Les installations restaient archaïques, c’est ensuite son fils Paul qui développe l’activité avec un nouveau bâtiment et deux fours de type Hoffmann. En 1946, Henri, qui incarne la troisième génération, doit faire face à un incendie qui ravage les ateliers en bois. "Trois mois plus tard, l’activité reprenait à ciel ouvert !" poursuit, avec amusement, Colin Laurent. Spécialisée dans les briques de galandage, les briques de tendu ou encore les briques à fasciola, l’entreprise grandit jusqu’à racheter deux tuileries qui avaient fermé, l’une à Bligny-sur-Ouche, l’autre aux Granges-sous-Grignon. "Notre tuilerie comptait alors trois usines, deux camions et une cinquantaine de salariés" rebondit Colin Laurent. L’âge d’or !

Face à la concurrence

Malheureusement, au début des années 70, la société, comme d’autres, subit de plein fouet le choc pétrolier. Surtout, elle est confrontée à l’arrivée de produits comme le placoplâtre pour les murs, le PVC à la place des tuyaux de gainage, les agglomérés en ciment en remplacement de la brique de construction et, enfin, la tuile béton. "Toutes ces nouveautés mettent à mal la filière et l’entreprise ferme l’usine de Bligny-sur-Ouche en 1971 et celle des Granges-sous-Grignon en 1973", constate Colin Laurent.

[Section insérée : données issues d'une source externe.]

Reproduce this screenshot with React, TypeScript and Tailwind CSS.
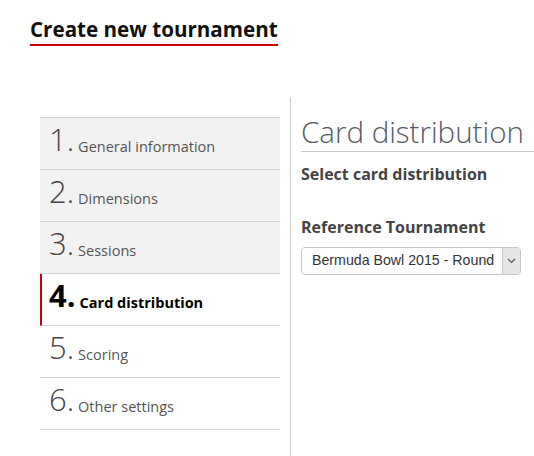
import React from "react";

const steps = [
  { n: "1", label: "General information", done: true },
  { n: "2", label: "Dimensions", done: true },
  { n: "3", label: "Sessions", done: true },
  { n: "4", label: "Card distribution", active: true },
  { n: "5", label: "Scoring" },
  { n: "6", label: "Other settings" },
];

export default function App() {
  return (
    <div className="w-[534px] h-[456px] bg-white overflow-hidden text-[#333]" style={{ fontFamily: '"Open Sans", sans-serif' }}>
      <div className="pl-[30px] pt-[14px]">
        <h1 className="inline-block text-[20.6px] font-bold leading-[30px] text-[#111] border-b-2 border-[#cc0000] pb-[0px]">
          Create new tournament
        </h1>
      </div>
      <div className="flex mt-[51px]">
        <div className="w-[291px] pl-[40px] pr-[10px] pt-[20px] border-r border-[#cccccc] h-[360px] box-border shrink-0">
          <div className="border-t border-[#d4d4d4]">
            {steps.map((s) => (
              <div
                key={s.n}
                className={
                  "h-[52px] border-b border-[#d4d4d4] flex items-end pb-[14px] " +
                  (s.done ? "bg-[#f2f2f2] pl-[9px]" : s.active ? "bg-white border-l-2 border-l-[#cc0000] pl-[7px]" : "bg-white pl-[9px]")
                }
              >
                <span className={"text-[31px] leading-[31px] " + (s.active ? "font-bold text-black" : "font-light text-[#444]")}>
                  {s.n}.
                </span>
                <span className={"ml-[4px] text-[14.5px] leading-[20px] mb-[-2px] " + (s.active ? "font-bold text-black" : "text-[#555]")}>
                  {s.label}
                </span>
              </div>
            ))}
          </div>
        </div>
        <div className="pl-[10px] pt-[16px] flex-1">
          <h2 className="text-[29.5px] font-light text-[#555a66] leading-[37px] border-b border-[#cccccc] pb-[1px]">
            Card distribution
          </h2>
          <div className="mt-[10px] text-[16px] font-bold text-[#444] leading-[24px]">Select card distribution</div>
          <div className="mt-[29px] text-[16px] font-bold text-[#444] leading-[24px]">Reference Tournament</div>
          <div className="mt-[8px] w-[220px] h-[28px] border border-[#c8c8c8] rounded-[4px] flex items-center overflow-hidden">
            <div className="flex-1 pl-[10px] text-[14.2px] text-[#333] whitespace-nowrap overflow-hidden" style={{ fontFamily: '"Liberation Sans", Arial, sans-serif' }}>
              Bermuda Bowl 2015 - Round
            </div>
            <div className="w-[18px] h-full bg-[#e6e6e6] border-l border-[#c8c8c8] flex items-center justify-center">
              <svg width="9" height="6" viewBox="0 0 9 6"><path d="M1 1l3.5 3.5L8 1" fill="none" stroke="#555" strokeWidth="1.2" /></svg>
            </div>
          </div>
        </div>
      </div>
    </div>
  );
}
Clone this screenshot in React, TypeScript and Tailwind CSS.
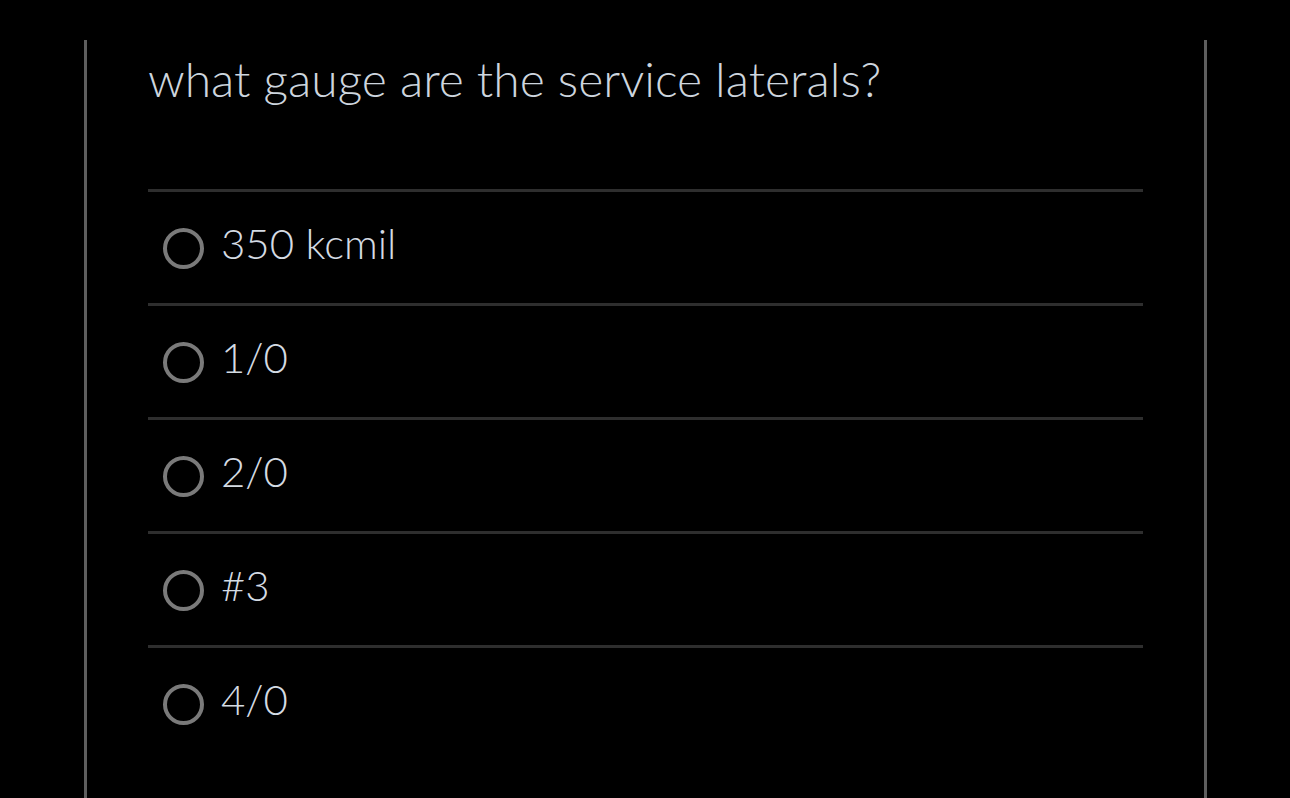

Son grand-père poursuit l'activité seul. Dans les années 90, son fils Éric, quatrième génération, investit pour moderniser l’atelier. Auparavant, l’artisan devait alimenter le four en bois toutes les dix minutes, 24 heures sur 24 tandis que le séchage prenait une semaine. "Mon père a acheté un four à gaz qui ne demandait plus que deux jours de cuisson automatisée", détaille le chef d'entreprise.

Préserver le savoir-faire

En 2008, Éric Laurent achète un second four et travaille avec un salarié. Colin Laurent vient prêter main forte à son père en 2021 avant de reprendre l’entreprise en 2022, une reconversion d’activité pour ce trentenaire. "J’ai travaillé dans la restauration puis je me suis formé pour devenir paysagiste. De toute façon, il n’y a pas de formation pour ce métier qui repose sur la transmission familiale" souligne-t-il.

Colin Laurent poursuit seul ou presque l’aventure entrepreneuriale. "Je prends une personne pendant les six mois les plus chargés de l’année, d’avril à septembre. Nous avons un métier saisonnier avec un temps de séchage qui dépend de la météo" détaille-t-il. Labellisé 100 % Côte-d’Or, Colin Laurent est heureux de faire perdurer une activité plus que centenaire mais aussi de s’inscrire dans la rénovation du patrimoine local. Il fournit ainsi des tuiles pour la rénovation des 1 600 m² de la toiture du Définitoire de l’abbaye de Citeaux.